Tara lands on her parents’ doorstep on Christmas Day, emaciated, freezing, filthy and somehow not looking a day over 16—the age she was when she mysteriously disappeared 20 years ago. Her parents cannot contain their relief over their daughter’s return. However, Tara’s vague, apologetic excuses don’t fool her brother, Peter, or her distraught ex-boyfriend, Richie. Coaxed into admittance, Tara eventually reveals that she had been taken to a magical land and was unable to cross back and return to her home until six months had passed. Six months—that turned out to be 20 years on the other side. Peter, Peter’s family and Richie are overwhelmed by Tara’s insistent confession. Was Tara in fact taken by a magical being, or is something much darker going on in the inner recesses of her mind?

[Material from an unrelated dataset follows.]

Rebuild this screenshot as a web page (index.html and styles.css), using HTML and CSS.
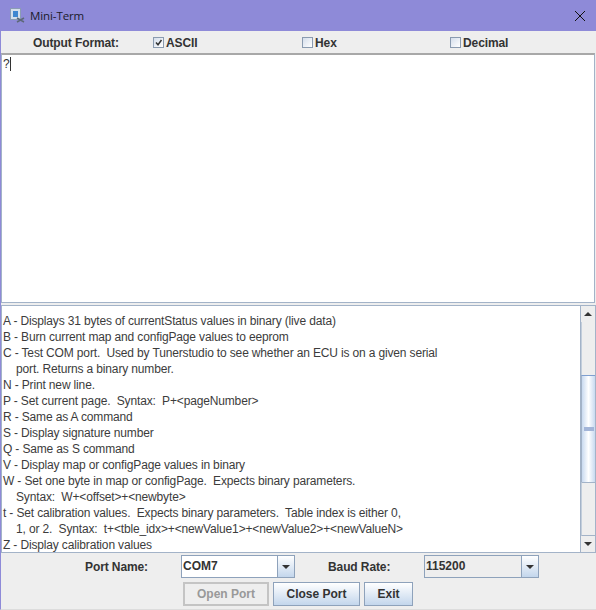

Told from multiple points of view—the concerned brother, the broken-hearted ex-lover, the potentially dangerous therapist and that of Tara herself—Some Kind of Fairy Tale addresses the many questions behind Tara’s vanishing. Did a mystical man really seduce the 16-year-old, carting her off via white horse to a strange land full of ritualistic orgies and honor killings? And if her story is made up, how to explain why a strange man is following Richie and attacking him in the dead of night? Or Tara’s remarkably youthful appearance?
Joyce bends the authorial suspension of disbelief as he explores the multiple layers behind Tara’s traumatic disappearance and return. As the sinister psychologist ponders her sanity and Richie begins to question his own mind, Tara’s ultimate fate will leave readers feeling as if they had been under a spell the entire duration of her journey.